After that instead of running hadoop jar examples.jar pi 10 10 , use can run 
hadoop-ignited jar examples.jar pi 10 10 to run the sample on fully ignited 
Hadoop.

2) The only thing that is still needs attention is how the Ignite node should 
find the Hadoop libraries. My suggestion is to provide 3 versions of config 
scripts depending on the supported layouts, like "layout-apache", 
"layout-cloudera", and "layout-bigtop-hortonworks" (I suppose, the latter 2 are 
identical) . After that ask use after Ignite archive unzipping write 1 line 
into startup script, like LAYOUT=cloudera, and that's it -- the corresponding 
env script will be picked up to set up env variables needed by the user's 
Hadoop distribution.

(Earlier attempt to solve this problem described in 
https://issues.apache.org/jira/browse/IGNITE-372 .)

This approach works with Hive as well.

  was:
Currently in Ignite we have setup-hadoop script + java class to replace configs 
and create symlinks to Ignite libraries.
This setup script and Ignite launcher script have many dependencies on the 
Hadoop distribution layout (files, configs, etc.)

I suggest to simplify this:
1) It seems to me that *no* symlink and/or library copying needed at all. 
Instead, to make hadoop client work via Ignite, we can use the following 
wrapper around the default hadoop client launcher script:
file "hadoop-ignited" :

{code}
# Ignite home is needed to allow Ignite libraries to find the logger config (it 
is resolved relative to the Ignite home):
export IGNITE_HOME=/home/ignite/ignite-hadoop-1.0.0-RC3-SNAPSHOT

# Add necessary Ignite libraries to the Hadoop client classpath:
export 
HADOOP_CLASSPATH=${IGNITE_HOME}/libs/ignite-core-1.0.0-RC3-SNAPSHOT.jar:${IGNITE_HOME}/libs/ignite-hadoop/ignite-hadoop-1.0.0-RC3-SNAPSHOT.jar

hadoop --config ${IGNITE_HOME}/ignite-conf "${@}"
{code}

where  {code}${IGNITE_HOME}/ignite-conf{code} is folder inside IGNITE 
distribution where the 2 custom configs are located: core-site.xml, 
mapred-site.xml .

(If the user wants only Ignite MapRed engine, but does not need Ignite 
filesystem, he symlinks the default mapred-site.xml in this directory.)
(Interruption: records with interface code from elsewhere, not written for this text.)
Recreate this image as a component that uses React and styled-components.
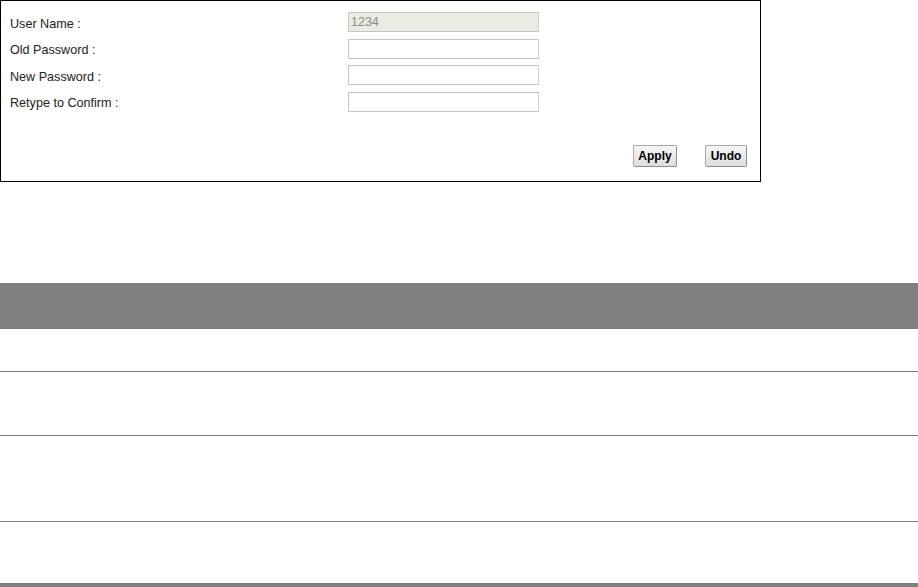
import { Fragment } from "react";
import styled, { createGlobalStyle } from "styled-components";

const GlobalStyle = createGlobalStyle`
  body {
    margin: 0;
    background: #ffffff;
    font-family: "Liberation Sans", Arial, sans-serif;
  }
`;

const Page = styled.div`
  width: 918px;
`;

const Frame = styled.div`
  box-sizing: border-box;
  width: 761px;
  height: 182px;
  border: 1px solid #000000;
  padding: 11px 13px 0 9px;
  display: flex;
  flex-direction: column;
`;

const Fields = styled.div`
  display: grid;
  grid-template-columns: 338px 191px;
  grid-auto-rows: 20px;
  row-gap: 6.5px;
  align-items: center;
`;

const Label = styled.label`
  font-size: 12.6px;
  color: #222222;
  padding-top: 3px;
`;

const Input = styled.input`
  width: 191px;
  height: 20px;
  box-sizing: border-box;
  margin: 0;
  border: 1px solid #c4c4c4;
  border-right-color: #d0d0d0;
  background: ${(p) => (p.disabled ? "#ebebe4" : "#ffffff")};
  color: #8a8a8a;
  font-family: "Liberation Sans", Arial, sans-serif;
  font-size: 12.5px;
  padding: 0 2px;
`;

const Actions = styled.div`
  display: flex;
  justify-content: flex-end;
  gap: 28px;
  margin-top: 33px;
`;

const Button = styled.button`
  height: 22px;
  padding: 0 3px;
  min-width: ${(p) => p.w}px;
  box-sizing: border-box;
  border: 1px solid #a8a8a8;
  border-bottom-color: #8c8c8c;
  border-right-color: #8c8c8c;
  border-radius: 2px;
  background: linear-gradient(#f6f6f6, #dedede);
  font-family: "Liberation Sans", Arial, sans-serif;
  font-weight: bold;
  font-size: 12px;
  color: #000000;
`;

const Table = styled.div`
  margin-top: 101px;
  width: 918px;
  border-bottom: 4px solid #808080;
`;

const Head = styled.div`
  height: 46px;
  background: #808080;
`;

const Row = styled.div`
  height: ${(p) => p.h}px;
  border-bottom: ${(p) => (p.$last ? "none" : "1px solid #808080")};
`;

const fields = [
  { label: "User Name :", value: "1234", disabled: true },
  { label: "Old Password :", value: "" },
  { label: "New Password :", value: "" },
  { label: "Retype to Confirm :", value: "" },
];

const rows = [42, 63, 85, 61];

export default function App() {
  return (
    <Page>
      <GlobalStyle />
      <Frame>
        <Fields>
          {fields.map((f) => (
            <Fragment key={f.label}>
              <Label>{f.label}</Label>
              <Input
                type={f.disabled ? "text" : "password"}
                defaultValue={f.value}
                disabled={f.disabled}
              />
            </Fragment>
          ))}
        </Fields>
        <Actions>
          <Button w={44}>Apply</Button>
          <Button w={42}>Undo</Button>
        </Actions>
      </Frame>
      <Table>
        <Head />
        {rows.map((h, i) => (
          <Row key={i} h={h} $last={i === rows.length - 1} />
        ))}
      </Table>
    </Page>
  );
}
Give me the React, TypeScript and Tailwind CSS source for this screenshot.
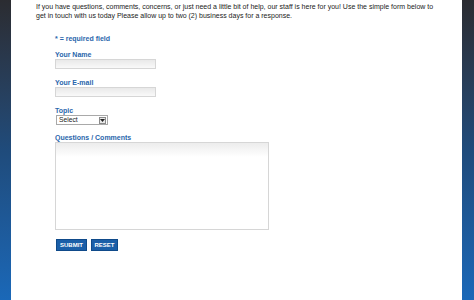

This way, in order to use fully pre-configured Hadoop cluster the user only 
needs to add "hadoop-ignited" script into PATH.
After that instead of running hadoop jar examples.jar pi 10 10 , use can run 
hadoop-ignited jar examples.jar pi 10 10 to run the sample on fully ignited 
Hadoop.

2) The only thing that is still needs attention is how the Ignite node should 
find the Hadoop libraries. My suggestion is to provide 3 versions of config 
scripts depending on the supported layouts, like "layout-apache", 
"layout-cloudera", and "layout-bigtop-hortonworks" (I suppose, the latter 2 are 
identical) . After that ask use after Ignite archive unzipping write 1 line 
into startup script, like LAYOUT=cloudera, and that's it -- the corresponding 
env script will be picked up to set up env variables needed by the user's 
Hadoop distribution.

(Earlier attempt to solve this problem described in 
https://issues.apache.org/jira/browse/IGNITE-372 .)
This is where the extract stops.